“A good combination of contouring around hollows and rolling creekside sections.”
— Brian Hard on Jun 18, 2013
DescriptionThis trail can be thought of as an upper and a lower section, roughly equal in length, and in the middle come to within about 50 feet of each other and have a short connector between them. Thus, it can be ridden as a complete loop or a number of different Figure 8 options. It is often ridden piecemeal in combination with the adjacent East Armuchee and Pinhoti trails and nearby Turkey trail.
The route as posted is based on a Figure 8 loop, though as stated, it can be ridden in many possible routes. For the purposes of general description, if you're beginning at the northeastern end, the entire "upper" portion is generally 2.5 miles of nice trail following the contours of the hollows in and out of the ridgeside. There are numerous short, but at times brief, climbs and descents, often into a rocky stream crossing. The trail surface itself is rockier than most of the trails in this system. As one of the less often ridden trails, this can be more challenging after the leaves fall.

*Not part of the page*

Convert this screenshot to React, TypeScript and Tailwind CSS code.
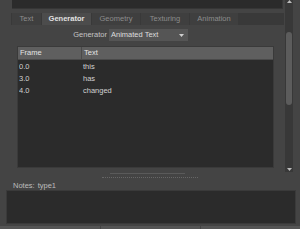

The "lower" section, that is the west half if the topo is not obvious, has a completely different complexion. It tends to be wider, smoother, and the ups and downs tend less steep but longer in scale.
As for connections, the two northern ends are separated by 0.2 miles and 100 feet elevation diffference by a portion of forest service road 310, along which co-rides the Pinhoti Trail connecting the Dry Creek complex to onward segments of the Pinhoti continuing around the north end of Johns Mountain. At the southern end of Wheat, there are connections directly onto the East Armuchee trail as well as Forest Service Road 226C which connects 0.4 miles later onto the other end of the East Armuchee trail.
The Wheat Trail is part of the 26+ mile Dry Creek trail complex, a collaborative effort between the mountain biking and equestrian communities. This trail is also commonly known as the "purple" (or blue) trail from the trail map posted at the main parking lot and available on the NW Georgia SORBA website. The trail markings are waist-high slender signs with a color code and the number 239.
Please yield to equestrians and be friendly and note that this area is USFS land open to hunting in the fall and early winter, so exercise appropriate caution. There is a $5 per car per day parking fee for the main parking area at the center of the complex or alternate parking areas including the Pinhoti trailhead at the intersection with East Armuchee Rd.